Both of the 20+ year old H4 connectors were cracked and full of green corrosion from years of exposure to the elements (one connector was partly melted). You can try cleaning the connectors up, but you will be back at it in a few months, because its the plating that has corroded through, and this plating is supposed to slow corrosion.
I ordered a pair of these Ring ceramic connectors.
Massive difference, though I also changed to new Lucas-branded 7" headlamps to replace the Freeforms I had before (The Stanley Raybrigs were a glass freeform. In 2020, Stanley stopped selling the Raybrig line, but allegedly the same headlamp is now sold, Japan only, under “Stanley Electric”. Raybrig was the consumer line, where they’d put a blue tint on glass to sell, Stanley is the serious OE replacement brand).
Freeform headlamps have the beam focus moulded into the bowl not the glass. It debateable whether they are better than comparable conventional brands (comparable being the operative word, because the only comparable brands being genuine Cibie, Hella and maybe PIAA).

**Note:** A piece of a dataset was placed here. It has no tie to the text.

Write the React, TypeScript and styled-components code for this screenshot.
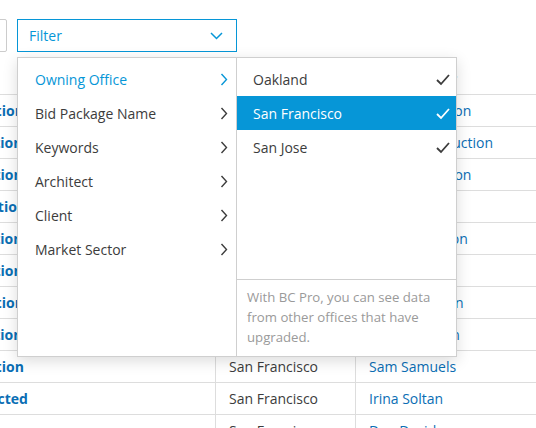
import React from 'react';
import styled, { createGlobalStyle } from 'styled-components';

const GlobalStyle = createGlobalStyle`
  html, body {
    margin: 0;
    padding: 0;
    background: #fff;
    overflow: hidden;
  }
  body {
    font-family: 'Open Sans', 'Noto Sans', sans-serif;
    font-size: 14px;
    color: #3c3c3c;
  }
`;

const BLUE = '#0696d7';
const LINK = '#0a6eb4';

const Page = styled.div`
  position: relative;
  width: 536px;
  height: 428px;
  overflow: hidden;
`;

const Toolbar = styled.div`
  display: flex;
  align-items: flex-start;
  gap: 10px;
  height: 63px;
  box-sizing: border-box;
  padding-top: 19px;
`;

const SearchBox = styled.div`
  width: 200px;
  height: 33px;
  margin-left: -193px;
  box-sizing: border-box;
  border: 1px solid #cccccc;
  border-radius: 2px;
`;

const FilterWrap = styled.div`
  position: relative;
  width: 220px;
`;

const FilterButton = styled.div`
  display: flex;
  align-items: center;
  justify-content: space-between;
  height: 33px;
  box-sizing: border-box;
  padding: 0 13px 0 11px;
  border: 1px solid ${BLUE};
  color: ${BLUE};
  font-size: 14px;
`;

const Dropdown = styled.div`
  position: absolute;
  top: 38px;
  left: 0;
  z-index: 2;
  display: flex;
  width: 440px;
  height: 300px;
  box-sizing: border-box;
  background: #fff;
  border: 1px solid #cfcfcf;
  box-shadow: 0 4px 14px rgba(0, 0, 0, 0.14);
`;

const CategoryPane = styled.div`
  width: 219px;
  box-sizing: border-box;
  padding-top: 4px;
  border-right: 1px solid #cfcfcf;
`;

const Category = styled.div<{ $active?: boolean }>`
  display: flex;
  align-items: center;
  justify-content: space-between;
  height: 34px;
  padding: 0 8px 0 17px;
  color: ${(p) => (p.$active ? BLUE : '#3c3c3c')};
  font-size: 14px;
`;

const OptionPane = styled.div`
  flex: 1;
  display: flex;
  flex-direction: column;
`;

const OptionList = styled.div`
  flex: 1;
  padding-top: 4px;
`;

const Option = styled.div<{ $selected?: boolean }>`
  display: flex;
  align-items: center;
  justify-content: space-between;
  height: 34px;
  padding: 0 5px 0 16px;
  background: ${(p) => (p.$selected ? BLUE : 'transparent')};
  color: ${(p) => (p.$selected ? '#fff' : '#3c3c3c')};
  font-size: 14px;
`;

const Note = styled.div`
  border-top: 1px solid #cfcfcf;
  padding: 7px 12px 9px 10px;
  color: #9a9a9a;
  font-size: 13.2px;
  line-height: 20px;
`;

const Table = styled.div`
  margin-left: -127px;
`;

const Row = styled.div<{ $header?: boolean }>`
  display: grid;
  grid-template-columns: 343px 140px 1fr;
  height: 32px;
  box-sizing: border-box;
  border-bottom: 1px solid #dddddd;
  font-weight: ${(p) => (p.$header ? 700 : 400)};
`;

const Cell = styled.div<{ $kind?: 'name' | 'link' | 'text' }>`
  display: flex;
  align-items: center;
  padding-left: 13px;
  white-space: nowrap;
  overflow: hidden;
  border-right: 1px solid #dddddd;
  color: ${(p) => (p.$kind === 'name' || p.$kind === 'link' ? LINK : '#3c3c3c')};
  font-weight: ${(p) => (p.$kind === 'name' ? 700 : 'inherit')};
  &:last-child {
    border-right: none;
  }
`;

const Chevron = ({ color = '#3c3c3c' }: { color?: string }) => (
  <svg width="8" height="13" viewBox="0 0 8 13">
    <polyline points="1.5,1 6.5,6.5 1.5,12" fill="none" stroke={color} strokeWidth="1.4" />
  </svg>
);

const ChevronDown = () => (
  <svg width="13" height="8" viewBox="0 0 13 8">
    <polyline points="1,1 6.5,6.5 12,1" fill="none" stroke={BLUE} strokeWidth="1.5" />
  </svg>
);

const Check = ({ color }: { color: string }) => (
  <svg width="16" height="13" viewBox="0 0 16 13">
    <polyline points="2,7 6,11 14,2" fill="none" stroke={color} strokeWidth="1.8" />
  </svg>
);

const categories = ['Owning Office', 'Bid Package Name', 'Keywords', 'Architect', 'Client', 'Market Sector'];
const offices = ['Oakland', 'San Francisco', 'San Jose'];

const rows = [
  { name: 'Tower Construction', office: 'San Francisco', person: 'Gary Robertson' },
  { name: 'Arena Construction', office: 'San Francisco', person: 'Acme Construction' },
  { name: 'Depot Construction', office: 'San Francisco', person: 'Kevin Anderson' },
  { name: 'Tower B Renovation', office: 'San Francisco', person: '' },
  { name: 'Arena Construction', office: 'San Francisco', person: 'Lisa Thompson' },
  { name: 'Depot Construction', office: 'San Francisco', person: '' },
  { name: 'Tower Construction', office: 'San Francisco', person: 'Sean Donovan' },
  { name: 'Arena Construction', office: 'San Francisco', person: 'Megan Jordan' },
  { name: 'Tower Construction', office: 'San Francisco', person: 'Sam Samuels' },
  { name: 'Project Not Selected', office: 'San Francisco', person: 'Irina Soltan' },
  { name: 'Plaza Construction', office: 'San Francisco', person: 'Dan Davidson' },
];

export default function App() {
  return (
    <Page>
      <GlobalStyle />
      <Toolbar>
        <SearchBox />
        <FilterWrap>
          <FilterButton>
            Filter
            <ChevronDown />
          </FilterButton>
          <Dropdown>
            <CategoryPane>
              {categories.map((c, i) => (
                <Category key={c} $active={i === 0}>
                  {c}
                  <Chevron color={i === 0 ? BLUE : '#3c3c3c'} />
                </Category>
              ))}
            </CategoryPane>
            <OptionPane>
              <OptionList>
                {offices.map((o) => (
                  <Option key={o} $selected={o === 'San Francisco'}>
                    {o}
                    <Check color={o === 'San Francisco' ? '#fff' : '#3c3c3c'} />
                  </Option>
                ))}
              </OptionList>
              <Note>With BC Pro, you can see data from other offices that have upgraded.</Note>
            </OptionPane>
          </Dropdown>
        </FilterWrap>
      </Toolbar>
      <Table>
        <Row $header>
          <Cell>Project Name</Cell>
          <Cell>Office</Cell>
          <Cell>Bid Manager</Cell>
        </Row>
        {rows.map((r, i) => (
          <Row key={i}>
            <Cell $kind="name">{r.name}</Cell>
            <Cell>{r.office}</Cell>
            <Cell $kind="link">{r.person}</Cell>
          </Row>
        ))}
      </Table>
    </Page>
  );
}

Raybrigs are always better than the woeful Japan/US only sealed beams, though the export-spec Koitos were pretty decent. The Freeform idea was invented by Trucklite, for American big rigs, looking for something cheaper and weightsaving compared to glass units that were getting smashed all the time. So the originals were all polycarbonate. Stanley changed the polycarbonate “glass” to glass. I’ve not seen side by side comparisons of Raybrigs and Wipac freeforms. But most people back in the day brought these headlamps because they came in JDM yellow or blue.
Another driver was to cut down on the glass thickness (cost). There are a lot of mystery brand headlamps on the market which, if you look closely, seem to have the distinctive Cibie or Hella fluting in the glass. But they are knockoffs with thinner glass, generally made in India, which seems to be the global focus of headlamp manufacture these days. Cibie performed well because they used good quality crystal and thick glass to get accurate focus (and were pricey). Freeform headlamps free the manufacturer from having to use thick glass, or even pay all that much attention to the quality of the crystal. Or just use plastic, which won’t crack when you spray cold water on it after a 10 hour haul through the dark in a Semi.

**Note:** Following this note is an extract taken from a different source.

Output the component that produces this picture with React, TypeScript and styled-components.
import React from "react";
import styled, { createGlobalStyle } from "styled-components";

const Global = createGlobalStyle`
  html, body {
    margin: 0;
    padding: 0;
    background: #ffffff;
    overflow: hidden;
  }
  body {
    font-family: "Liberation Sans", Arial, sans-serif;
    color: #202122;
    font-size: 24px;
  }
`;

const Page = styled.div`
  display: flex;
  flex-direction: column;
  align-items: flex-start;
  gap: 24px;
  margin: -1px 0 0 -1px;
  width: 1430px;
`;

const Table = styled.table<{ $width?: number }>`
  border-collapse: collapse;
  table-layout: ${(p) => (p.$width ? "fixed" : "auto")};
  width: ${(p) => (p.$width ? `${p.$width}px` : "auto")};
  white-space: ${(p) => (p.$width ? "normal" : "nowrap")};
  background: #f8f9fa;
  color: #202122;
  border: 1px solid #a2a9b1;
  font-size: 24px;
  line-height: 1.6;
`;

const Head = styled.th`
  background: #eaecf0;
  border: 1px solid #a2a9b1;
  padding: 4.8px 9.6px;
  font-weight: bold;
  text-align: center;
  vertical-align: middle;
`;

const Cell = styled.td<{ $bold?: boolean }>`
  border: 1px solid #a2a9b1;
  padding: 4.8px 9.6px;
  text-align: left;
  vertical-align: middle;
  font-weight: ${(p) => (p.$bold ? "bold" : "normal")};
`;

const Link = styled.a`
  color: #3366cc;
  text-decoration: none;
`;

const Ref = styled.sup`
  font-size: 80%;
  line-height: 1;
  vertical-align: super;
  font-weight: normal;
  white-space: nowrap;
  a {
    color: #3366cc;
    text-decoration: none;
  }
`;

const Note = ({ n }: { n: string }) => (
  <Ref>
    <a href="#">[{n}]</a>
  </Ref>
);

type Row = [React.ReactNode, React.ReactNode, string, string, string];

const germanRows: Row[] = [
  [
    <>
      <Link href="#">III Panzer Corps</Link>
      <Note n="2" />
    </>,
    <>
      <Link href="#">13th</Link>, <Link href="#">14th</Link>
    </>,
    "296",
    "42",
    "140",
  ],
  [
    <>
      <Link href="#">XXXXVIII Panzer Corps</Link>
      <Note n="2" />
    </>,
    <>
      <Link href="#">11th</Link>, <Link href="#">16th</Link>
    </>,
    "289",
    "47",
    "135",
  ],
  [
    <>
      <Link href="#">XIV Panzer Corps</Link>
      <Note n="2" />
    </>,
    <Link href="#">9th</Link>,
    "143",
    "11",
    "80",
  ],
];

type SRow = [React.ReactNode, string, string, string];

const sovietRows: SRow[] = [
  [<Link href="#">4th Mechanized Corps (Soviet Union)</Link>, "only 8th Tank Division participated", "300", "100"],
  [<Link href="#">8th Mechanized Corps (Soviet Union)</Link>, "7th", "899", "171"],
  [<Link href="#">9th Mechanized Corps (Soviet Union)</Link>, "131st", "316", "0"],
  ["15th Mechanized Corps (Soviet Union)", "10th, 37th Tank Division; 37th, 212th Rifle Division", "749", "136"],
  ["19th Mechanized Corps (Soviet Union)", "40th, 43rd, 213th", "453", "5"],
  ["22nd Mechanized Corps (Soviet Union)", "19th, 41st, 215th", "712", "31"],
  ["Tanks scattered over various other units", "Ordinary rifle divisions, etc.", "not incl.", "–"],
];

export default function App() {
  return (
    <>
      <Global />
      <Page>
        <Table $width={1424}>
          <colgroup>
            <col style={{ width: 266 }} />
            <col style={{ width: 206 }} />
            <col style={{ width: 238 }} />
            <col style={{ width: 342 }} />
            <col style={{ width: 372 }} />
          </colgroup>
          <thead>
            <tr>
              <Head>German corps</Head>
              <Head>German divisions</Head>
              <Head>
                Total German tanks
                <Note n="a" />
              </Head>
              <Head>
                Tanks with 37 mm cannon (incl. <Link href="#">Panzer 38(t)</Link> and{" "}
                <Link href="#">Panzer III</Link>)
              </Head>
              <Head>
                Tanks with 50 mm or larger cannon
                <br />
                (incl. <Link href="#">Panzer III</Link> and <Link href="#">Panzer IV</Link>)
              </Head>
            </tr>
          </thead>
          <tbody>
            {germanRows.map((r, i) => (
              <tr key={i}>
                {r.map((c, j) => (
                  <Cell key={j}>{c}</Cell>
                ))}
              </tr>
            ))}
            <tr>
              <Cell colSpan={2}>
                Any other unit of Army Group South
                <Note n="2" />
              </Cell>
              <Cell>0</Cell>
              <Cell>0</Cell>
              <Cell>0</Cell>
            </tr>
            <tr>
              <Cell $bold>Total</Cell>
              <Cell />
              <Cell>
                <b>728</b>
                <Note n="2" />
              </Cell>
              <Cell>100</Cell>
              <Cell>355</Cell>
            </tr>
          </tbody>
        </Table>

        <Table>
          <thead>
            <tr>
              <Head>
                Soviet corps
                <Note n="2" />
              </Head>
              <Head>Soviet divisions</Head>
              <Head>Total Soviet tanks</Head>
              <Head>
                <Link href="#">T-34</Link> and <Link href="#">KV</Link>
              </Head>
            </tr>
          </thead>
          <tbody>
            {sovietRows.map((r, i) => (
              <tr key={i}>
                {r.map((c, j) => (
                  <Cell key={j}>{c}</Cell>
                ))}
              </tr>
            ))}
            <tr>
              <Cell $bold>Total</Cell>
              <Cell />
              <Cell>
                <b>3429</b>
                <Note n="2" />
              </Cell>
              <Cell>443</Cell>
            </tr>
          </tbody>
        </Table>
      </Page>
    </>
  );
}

I said I used Lucas-branded headlamps. They came in a Lucas box from a reputable UK supplier. They aren’t knockoffs. Lucas doesn’t exist anymore, but its brand does, having been sold to, or licensed to ELTA. Allegedly they are made to the same spec; the 328s I have do have nice detailing in their construction, but I have no idea where they are actually made. They beat the 15 year old Polycarbonate Freeforms I had, thanks to the polycarbonate picking up thousands of fine scratches over the years.
I think Wipac would have beaten those Freeforms (and the Wipacs were OE fit on the original Defenders), but I fancied King of the Road/ Prince of Darkness on the car.
Ultimately though, the 7" bowl headlamp is an ancient design with limitations. Its never going to compare to modern lighting, and the Chinese trying to shoehorn various technologies into the unit will always be compromised.